NetSuite ERP Software Grows With Your Business

NetSuite ERP software gives manufacturers the flexibility and control they need to scale competently. Its manufacturing solutions integrate production planning, inventory management, and supply chain coordination into a single system to provide real-time visibility across operations. Features, such as demand planning, shop floor control, and work order management, help manufacturers optimize production without unnecessary costs or delays.

Because NetSuite is a fully integrated cloud platform, manufacturers can connect financial, procurement, and customer data with their production processes. This eliminates the inefficiencies of siloed systems and makes it easier to manage growth without adding complexity. Automated reporting, based on real-time analytics and built-in compliance tools, also helps manufacturers make faster, more informed decisions.

Growth in manufacturing isn’t a one-time achievement—it’s an ongoing process of preparing for what’s next.
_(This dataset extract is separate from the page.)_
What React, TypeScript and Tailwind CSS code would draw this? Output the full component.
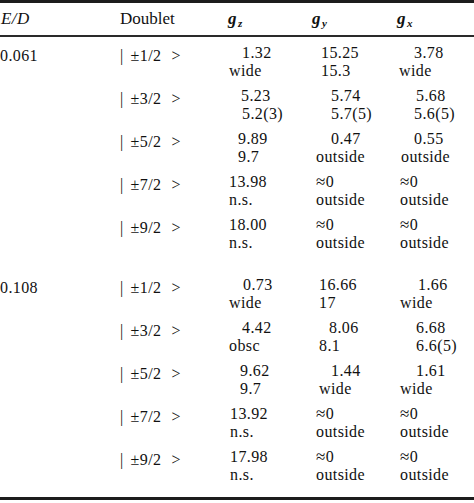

Companies that scale successfully don’t just meet demand; they build systems that make expansion smoother and more profitable over time. By investing in advanced technologies, such as ERP systems and automation tools, manufacturers create a flexible infrastructure that can adapt to market fluctuations and evolving consumer needs. Furthermore, fostering a culture of continuous improvement and innovation—and training their workforces to thrive—positions them for long-term sustainability.

Manufacturing Scalability FAQs

How do I scale my manufacturing startup?

Scaling a manufacturing startup requires a strong foundation in flexible production processes and efficient supply chain management. Investing in automation, cloud-based enterprise resource planning (ERP) systems, and scalable infrastructure helps increase output without adding excessive cost. Establishing reliable supplier relationships and using a just-in-time inventory strategy help prevent bottlenecks as demand grows.

Which metrics should I track when scaling a manufacturing operation?

Monitoring overall equipment effectiveness helps track machine performance and downtime, and tracking inventory turnover ensures that materials move efficiently through production. Quality control metrics, such as defect rates and first-pass yield, avoid scaling at the expense of product standards. Real-time financial and operational data from an enterprise resource planning (ERP) system keeps scaling efforts aligned with profitability and demand.

What are the three dimensions of scalability?

The three dimensions of scalability in manufacturing are capacity, cost, and flexibility. Capacity scalability allows production to increase without major delays or inefficiencies. Cost scalability prevents diminishing returns by keeping expenses under control as output grows. Flexibility scalability allows operations to adapt to changing demand, new products, or supply chain shifts without disruptions.